Rosemary Fei, who represents nonprofit groups as a lawyer with the firm Silk, Adler, & Colvin, told The Hill that the apparent one-sidedness of CREW complaints has already raised concerns. “If I were at the IRS, the imbalance of complaints would certainly cause me concern about whether the organization might have violated the political-intervention prohibition,” said Fei.
Melanie Sloan claimed Republicans were just trying to bully her group into silence. She argued that CREW was actually targeting Democrats too, since it occasionally criticized a Democrat and had co-signed a “Congressional Ethics Coalition” letter calling for the House Ethics Committee to investigate three Democrats and three Republicans.

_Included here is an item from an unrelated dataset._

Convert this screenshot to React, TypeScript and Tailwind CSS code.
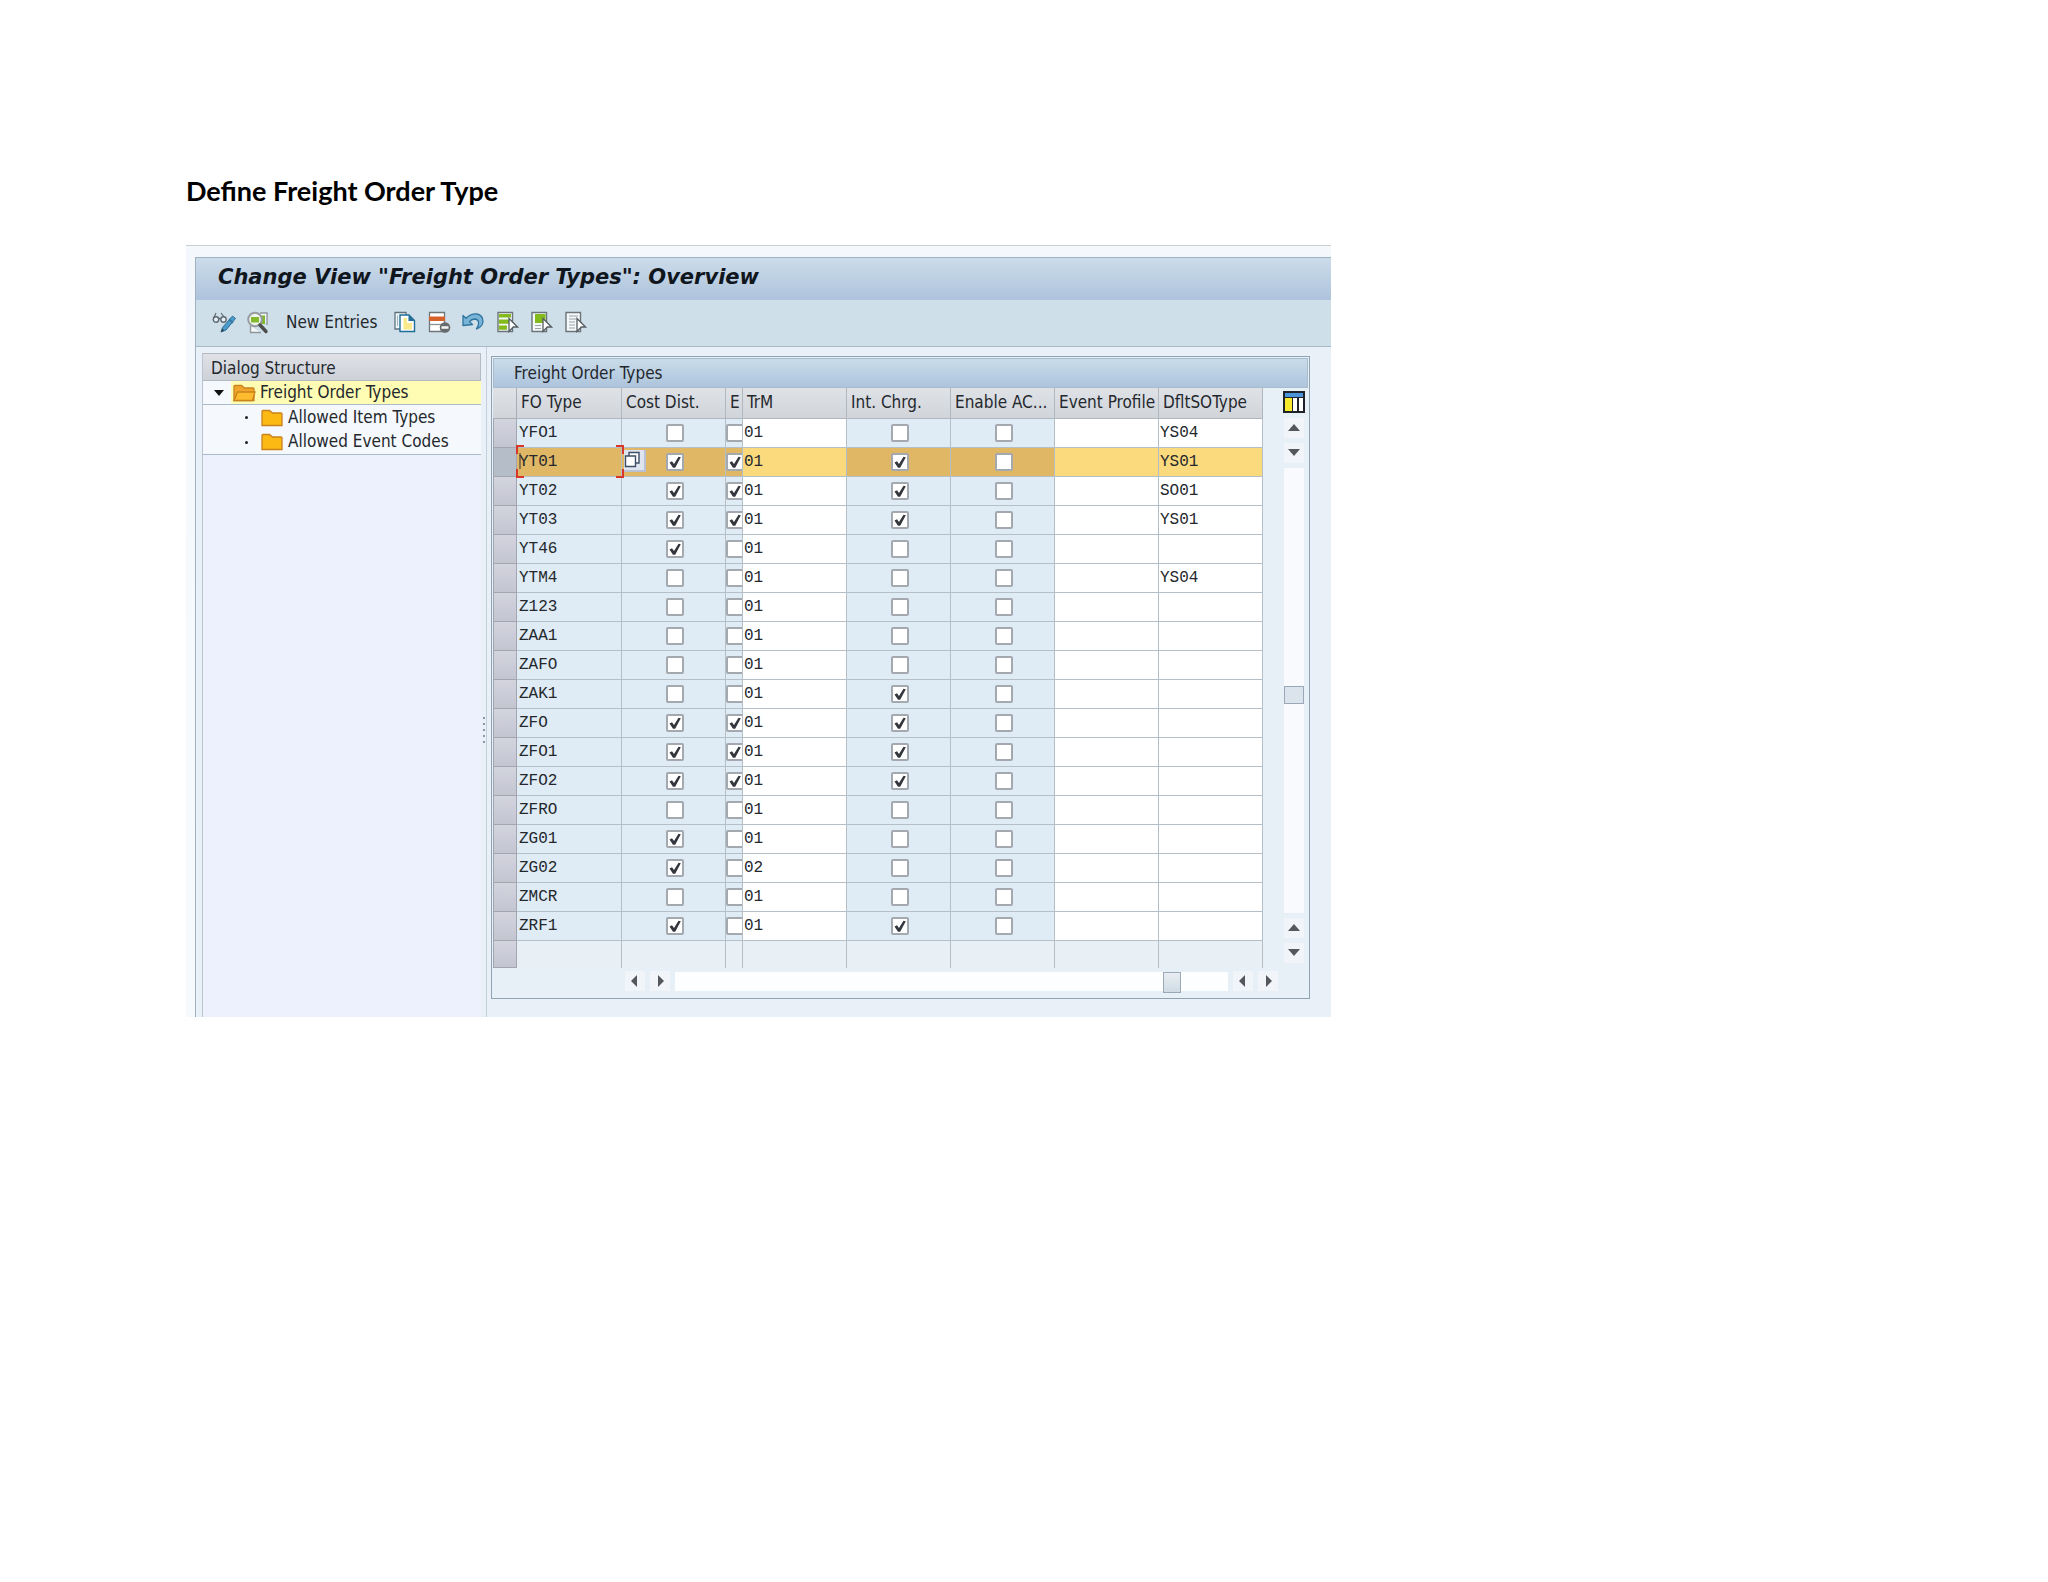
import { ReactNode } from "react"

type Row = {
	type: string
	cost: boolean
	exec: boolean
	trm: string
	charge: boolean
	so: string
}

const row = (type: string, cost: number, exec: number, charge: number, so = "", trm = "01"): Row => ({
	type,
	cost: !!cost,
	exec: !!exec,
	charge: !!charge,
	so,
	trm,
})

const rows: Row[] = [
	row("YFO1", 0, 0, 0, "YS04"),
	row("YT01", 1, 1, 1, "YS01"),
	row("YT02", 1, 1, 1, "SO01"),
	row("YT03", 1, 1, 1, "YS01"),
	row("YT46", 1, 0, 0),
	row("YTM4", 0, 0, 0, "YS04"),
	row("Z123", 0, 0, 0),
	row("ZAA1", 0, 0, 0),
	row("ZAFO", 0, 0, 0),
	row("ZAK1", 0, 0, 1),
	row("ZFO", 1, 1, 1),
	row("ZFO1", 1, 1, 1),
	row("ZFO2", 1, 1, 1),
	row("ZFRO", 0, 0, 0),
	row("ZG01", 1, 0, 0),
	row("ZG02", 1, 0, 0, "", "02"),
	row("ZMCR", 0, 0, 0),
	row("ZRF1", 1, 0, 1),
]

const SELECTED = "YT01"

const headers = [
	"FO Type",
	"Cost Dist.",
	"E",
	"TrM",
	"Int. Chrg.",
	"Enable AC...",
	"Event Profile",
	"DfltSOType",
]

/* Toolbar icons, all on a 24x24 grid */
function Icon({ children }: { children: ReactNode }) {
	return (
		<svg viewBox="0 0 24 24" className="size-6" fill="none" aria-hidden="true">
			{children}
		</svg>
	)
}

function DisplayChangeIcon() {
	return (
		<Icon>
			<path d="M1.5 7.5 L4 2 M9 2 L12.5 6.5" stroke="#5d6870" strokeWidth="1.2" />
			<circle cx="4" cy="8.5" r="2.7" stroke="#5d6870" strokeWidth="1.4" fill="#e6eff5" />
			<circle cx="11.5" cy="8.5" r="2.7" stroke="#5d6870" strokeWidth="1.4" fill="#e6eff5" />
			<path d="M6.7 8 Q7.8 7 8.8 8" stroke="#5d6870" strokeWidth="1.2" />
			<path d="M20.5 5 L23.5 7.5 L14 19 L9 21 L10.5 16.5 Z" fill="#4a9bc9" stroke="#2f6f97" strokeWidth="1" />
			<path d="M9 21 L10.2 17.6 L12.4 19.5 Z" fill="#33424d" />
			<path d="M17 8 L21 12" stroke="#2f6f97" strokeWidth="1.2" />
		</Icon>
	)
}

function FindIcon() {
	return (
		<Icon>
			<path d="M14 2 H21 V14 M4.5 15 V21.5 H15" stroke="#8f979c" strokeWidth="1.4" fill="#f4f7f8" />
			<path d="M15 4.5 H19 V13 H15 Z" fill="#7fb62c" />
			<circle cx="9" cy="8.5" r="6.8" fill="#eef5ee" stroke="#979d9f" strokeWidth="2" />
			<path d="M5 6 H13 V11.5 H5 Z" fill="#84b92d" />
			<path d="M14 14 L20 20.5" stroke="#4b4b4b" strokeWidth="3.4" strokeLinecap="round" />
		</Icon>
	)
}

function CopyIcon() {
	return (
		<Icon>
			<path d="M2 1.5 H13 V18 H2 Z" fill="#f1f7fa" stroke="#60727d" strokeWidth="1.3" />
			<path d="M4.5 4.5 V15" stroke="#9fb3bf" strokeWidth="1" />
			<path d="M7 4 H16 L21.5 9.5 V20.5 H7 Z" fill="#fff" stroke="#1f6c96" strokeWidth="1.4" />
			<path d="M15.5 4 V10 H21.5 Z" fill="#1f6c96" />
			<path d="M10.5 7 H14 V12 H19 V18.5 H10.5 Z" fill="#f8e98b" />
		</Icon>
	)
}

function DeleteIcon() {
	return (
		<Icon>
			<path d="M2.5 1.5 H17.5 V20.5 H2.5 Z" fill="#fff" stroke="#6f767a" strokeWidth="1.3" />
			<path d="M2 5.5 H18 V10 H2 Z" fill="#d4622a" />
			<path d="M3 13.5 H17" stroke="#8b9194" strokeWidth="1.3" />
			<circle cx="18" cy="16.5" r="5.3" fill="#666b6e" />
			<path d="M14.5 16.5 H21.5" stroke="#f2f2f2" strokeWidth="2.6" />
		</Icon>
	)
}

function UndoIcon() {
	return (
		<Icon>
			<path
				d="M2 4.5 L5 7.2 Q10 2.5 16 3 Q22 4.2 22 10.5 Q21.5 16 15.5 18 Q18 14.5 17.6 11.5 Q17 8 13.5 8 Q10.5 8.2 8.5 10.6 L11.5 13.5 L2 14.5 Z"
				fill="#79b4d8"
				stroke="#2f759f"
				strokeWidth="1.3"
				strokeLinejoin="round"
			/>
		</Icon>
	)
}

function SelectIcon({ kind }: { kind: "all" | "block" | "none" }) {
	return (
		<Icon>
			<path d="M3 1.5 H17.5 V20.5 H3 Z" fill="#f6f9fa" stroke="#6b7478" strokeWidth="1.4" />
			{kind === "all" && (
				<path d="M4 3 H16 V6.6 H4 Z M4 8.5 H14 V12.8 H4 Z M4 14.5 H12 V18.8 H4 Z" fill="#83ba1c" />
			)}
			{kind === "block" && (
				<>
					<path d="M6 3 H16.5 V12 H6 Z" fill="#83ba1c" />
					<path d="M6 14.5 H12 M6 17.5 H12" stroke="#9aa1a5" strokeWidth="1" />
				</>
			)}
			{kind === "none" && (
				<path d="M6 5 H15 M6 8 H13 M6 11 H12 M6 14 H12 M6 17 H12" stroke="#9aa1a5" strokeWidth="1.2" />
			)}
			<path d="M14 7.5 L22.5 16 H18.3 L14 20.5 Z" fill="#fff" stroke="#555d61" strokeWidth="1.3" />
		</Icon>
	)
}

function Folder({ open }: { open?: boolean }) {
	return (
		<svg viewBox="0 0 23 18" className="w-[23px] h-[18px] shrink-0" aria-hidden="true">
			<path
				d="M1 16.5 V2.5 Q1 1.5 2 1.5 H8.5 L11.5 4 H20 Q21 4 21 5 V16.5 Z"
				fill={open ? "#f0a62a" : "#fdb913"}
				stroke="#c9821c"
				strokeWidth="1.3"
			/>
			{open && (
				<path d="M1 16.5 L4.5 8 H22 L19.5 16.5 Z" fill="#fdbb2e" stroke="#c9821c" strokeWidth="1.3" />
			)}
		</svg>
	)
}

function Check({ label, checked }: { label: string; checked?: boolean }) {
	return (
		<span className="relative block size-[18px] mx-auto">
			<input
				type="checkbox"
				aria-label={label}
				defaultChecked={checked}
				className="peer block appearance-none size-[18px] rounded-[2px] border-2 border-[#a3a9ae] bg-white"
			/>
			<svg
				viewBox="0 0 18 18"
				className="absolute inset-0 hidden peer-checked:block pointer-events-none"
				aria-hidden="true"
			>
				<path d="M3.5 9.5 L6 8.3 L8 11 L12.5 3.8 L14.8 4.2 L9.2 14.8 H7 Z" fill="#33373d" />
			</svg>
		</span>
	)
}

const arrowPaths = {
	up: "M10 6 L16 13 H4 Z",
	down: "M10 13 L16 6 H4 Z",
	left: "M6 10 L12 4 V16 Z",
	right: "M14 10 L8 4 V16 Z",
}

function Arrow({ dir }: { dir: keyof typeof arrowPaths }) {
	return (
		<button type="button" aria-label={`Scroll ${dir}`} className="block size-5 bg-[#f1f5fa]">
			<svg viewBox="0 0 20 20" className="size-5" aria-hidden="true">
				<path d={arrowPaths[dir]} fill="#54585b" />
			</svg>
		</button>
	)
}

function TreePanel() {
	return (
		<aside className="w-[279px] ml-[6px] mt-[6px] shrink-0 border-l border-[#b9c4cf] bg-[#edf1fd]">
			<h2 className="h-7 pl-2 border border-l-0 border-[#b3bac2] bg-linear-to-b from-[#dfe1e6] to-[#cdd1d8] leading-7">
				Dialog Structure
			</h2>
			<ul>
				<li className="flex items-center h-6 border-b border-[#a9bac8] bg-[#fffdb4]">
					<span className="flex items-center justify-center w-7 h-full pl-1 bg-[#f5f9fd]">
						<svg viewBox="0 0 10 6" className="w-[10px] h-[6px]" aria-hidden="true">
							<path d="M0 0 H10 L5 6 Z" fill="#111" />
						</svg>
					</span>
					<a href="#types" className="flex items-center gap-1 pl-[2px]">
						<Folder open />
						Freight Order Types
					</a>
				</li>
				{["Allowed Item Types", "Allowed Event Codes"].map((item) => (
					<li key={item} className="flex items-center h-[25px] bg-[#f5f9fd] last:border-b border-[#a9bac8]">
						<span className="size-[3px] ml-[42px] mr-3 rounded-full bg-[#222]" />
						<a href="#item" className="flex items-center gap-1 pl-px">
							<Folder />
							{item}
						</a>
					</li>
				))}
			</ul>
		</aside>
	)
}

function TableRow({ data }: { data: Row }) {
	const selected = data.type === SELECTED
	const locked = selected ? "bg-[#e0b765]" : "bg-[#dfebf5]"
	const editable = selected ? "bg-[#fbd97d]" : "bg-white"
	const line = "border-r border-b border-[#b5bfc8]"

	return (
		<tr className="h-[29px]">
			<td
				className={`border border-t-0 border-[#a2a6b0] ${selected ? "bg-[#b4bdc8]" : "bg-linear-to-b from-[#d3d4de] to-[#c3c5d1]"}`}
			/>
			<td className={`relative ${line} ${locked} p-0 pl-[2px]`}>
				{data.type}
				{selected && (
					<>
						<svg
							viewBox="0 0 108 33"
							className="absolute -left-px -top-[3px] w-[108px] h-[33px] z-10 pointer-events-none"
							fill="none"
							stroke="#d8362b"
							strokeWidth="2"
							aria-hidden="true"
						>
							<path d="M8 1 H1 V9 M1 24 V32 H8 M100 1 H107 V9 M107 24 V32 H100" />
							<path d="M4 8 V24" stroke="#333" strokeWidth="1" />
						</svg>
						<button
							type="button"
							aria-label="Possible entries"
							className="absolute left-[107px] top-[2px] z-10 size-[22px] bg-[#dfe5ee] border-r-2 border-b-2 border-[#b9c1d3]"
						>
							<svg viewBox="0 0 20 20" className="size-5" fill="#fff" stroke="#3d4f66" strokeWidth="1.4">
								<path d="M5 2.5 H15 V13 H5 Z" />
								<path d="M1.5 6 H11.5 V16.5 H1.5 Z" />
							</svg>
						</button>
					</>
				)}
			</td>
			<td className={`${line} ${locked} p-0 pl-[2px]`}>
				<Check label={`${data.type} cost distribution`} checked={data.cost} />
			</td>
			<td className={`${line} ${locked} p-0 overflow-hidden`}>
				<Check label={`${data.type} execution`} checked={data.exec} />
			</td>
			<td className={`${line} ${editable} p-0 pl-px`}>{data.trm}</td>
			<td className={`${line} ${locked} p-0 pl-[2px]`}>
				<Check label={`${data.type} internal charge`} checked={data.charge} />
			</td>
			<td className={`${line} ${locked} p-0 pl-[2px]`}>
				<Check label={`${data.type} enable AC`} />
			</td>
			<td className={`${line} ${editable}`} />
			<td className={`${line} ${editable} p-0 pl-px`}>{data.so}</td>
		</tr>
	)
}

function OrderTable() {
	return (
		<table className="table-fixed border-separate border-spacing-0 w-[770px]">
			<colgroup>
				<col className="w-[24px]" />
				<col className="w-[105px]" />
				<col className="w-[104px]" />
				<col className="w-[17px]" />
				<col className="w-[104px]" />
				<col className="w-[104px]" />
				<col className="w-[104px]" />
				<col className="w-[104px]" />
				<col className="w-[104px]" />
			</colgroup>
			<thead>
				<tr className="h-[31px] bg-linear-to-b from-[#dfe2e7] to-[#d0d4d9]">
					<th className="border-r border-b border-[#a9adb6]" />
					{headers.map((title) => (
						<th
							key={title}
							className="p-0 pl-1 border-r border-b border-[#b0b7bf] text-left font-normal whitespace-nowrap"
						>
							{title}
						</th>
					))}
				</tr>
			</thead>
			<tbody className="font-['Liberation_Mono',monospace] text-[16px]">
				{rows.map((data) => (
					<TableRow key={data.type} data={data} />
				))}
				<tr className="h-[27px]">
					<td className="border border-t-0 border-[#a2a6b0] bg-linear-to-b from-[#d3d4de] to-[#c3c5d1]" />
					{headers.map((title) => (
						<td key={title} className="border-r border-[#b5bfc8] bg-[#e8eff5]" />
					))}
				</tr>
			</tbody>
		</table>
	)
}

function VerticalScroll() {
	return (
		<div className="flex flex-col items-center w-[22px] mr-[3px] ml-auto gap-[5px] pb-[5px]">
			<button type="button" aria-label="Table settings" className="block mt-[3px]">
				<svg viewBox="0 0 22 22" className="size-[22px]" aria-hidden="true">
					<path d="M0 0 H22 V22 H0 Z" fill="#1d222b" />
					<path d="M2 2 H20 V6 H2 Z" fill="#4b93d8" />
					<path d="M2 7 H9 V20 H2 Z" fill="#f7e92c" />
					<path d="M10 7 H14 V20 H10 Z M16 7 H20 V20 H16 Z" fill="#fff" />
				</svg>
			</button>
			<Arrow dir="up" />
			<Arrow dir="down" />
			<div className="flex flex-col justify-center items-center w-5 grow pt-2 bg-[#f8fafd]">
				<div className="w-5 h-[18px] border border-[#9aa8b8] bg-[#dbe4ed]" />
			</div>
			<Arrow dir="up" />
			<Arrow dir="down" />
		</div>
	)
}

function HorizontalScroll() {
	return (
		<div className="flex items-center h-[28px] ml-[132px] mr-[30px] pb-1 mt-px gap-[5px]">
			<Arrow dir="left" />
			<Arrow dir="right" />
			<div className="flex justify-end grow h-[19px] bg-[#fdfeff]">
				<div className="w-[18px] h-[21px] mr-[47px] border border-[#9aa8b8] bg-linear-to-b from-[#e9eef3] to-[#cfdbe4]" />
			</div>
			<Arrow dir="left" />
			<Arrow dir="right" />
		</div>
	)
}

function App() {
	return (
		<main className="min-h-screen bg-white pt-[173px] pl-[186px] font-['DejaVu_Sans_Condensed','DejaVu_Sans',sans-serif] text-[17px] text-[#24282d]">
			<h1 className="h-[72px] font-['Lato',sans-serif] font-bold text-[27px] leading-9 text-black">
				Define Freight Order Type
			</h1>

			<section className="w-[1145px] border-t border-[#c9ced3] bg-linear-to-b from-[#f4f8fc] to-[#f7fafd]">
				<div className="h-[11px]" />
				<div className="ml-[9px] border-l border-t border-[#9fb2c2] bg-[#e9f0f8]">
					<header className="flex items-center h-[42px] pl-[22px] pb-[2px] bg-linear-to-b from-[#cbdcea] to-[#aec3dc]">
						<h2 className="font-['DejaVu_Sans',sans-serif] font-bold italic text-[21px] text-[#10161d]">
							Change View "Freight Order Types": Overview
						</h2>
					</header>

					<nav className="flex items-center h-[47px] pl-4 gap-[10px] border-b border-[#a9bac8] bg-[#cfdfe9]">
						<button type="button" aria-label="Display / change">
							<DisplayChangeIcon />
						</button>
						<button type="button" aria-label="Find">
							<FindIcon />
						</button>
						<button type="button" className="px-[6px]">
							New Entries
						</button>
						<button type="button" aria-label="Copy as">
							<CopyIcon />
						</button>
						<button type="button" aria-label="Delete">
							<DeleteIcon />
						</button>
						<button type="button" aria-label="Undo change">
							<UndoIcon />
						</button>
						<button type="button" aria-label="Select all">
							<SelectIcon kind="all" />
						</button>
						<button type="button" aria-label="Select block">
							<SelectIcon kind="block" />
						</button>
						<button type="button" aria-label="Deselect all">
							<SelectIcon kind="none" />
						</button>
					</nav>

					<div className="flex">
						<TreePanel />
						<div className="flex flex-col items-center justify-center gap-1 w-[6px] pt-24 border-r border-[#c3d0dc]">
							{[1, 2, 3, 4, 5].map((dot) => (
								<span key={dot} className="size-[2px] bg-[#8d98a5]" />
							))}
						</div>
						<div className="grow pl-[4px] pt-[9px] pr-[21px] pb-[18px]">
							<div className="border border-[#8fa3b5] bg-[#e8f0f7] p-px">
								<h2 className="h-[30px] pl-5 border border-[#a9bccd] bg-linear-to-b from-[#c9dcea] to-[#adc4dc] leading-7">
									Freight Order Types
								</h2>
								<div className="flex">
									<OrderTable />
									<VerticalScroll />
								</div>
								<HorizontalScroll />
							</div>
						</div>
					</div>
				</div>
			</section>
		</main>
	)
}

export default App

In addition to the issue of partisanship, CREW has come under fire for a lack of transparency about its operations. On March 30, 2005, The Hill published a scathing editorial blasting CREW for refusing to publicly name the members of its Board of Directors. “Why would any person or organization professing to believe in clean democracy object to revealing the names of the people influencing its policy?” asked the editorial. “CREW’s secrecy is hypocritical.”
Although CREW did eventually confirm two of its board members, Mark Penn and Daniel Berger, The Hill concluded that it wasn’t enough. “If CREW wants clean politics in Washington,” the paper wrote, “it needs to learn that transparency starts at home.”
As CREW began to attract more negative press, it slowly began to target more Democrats.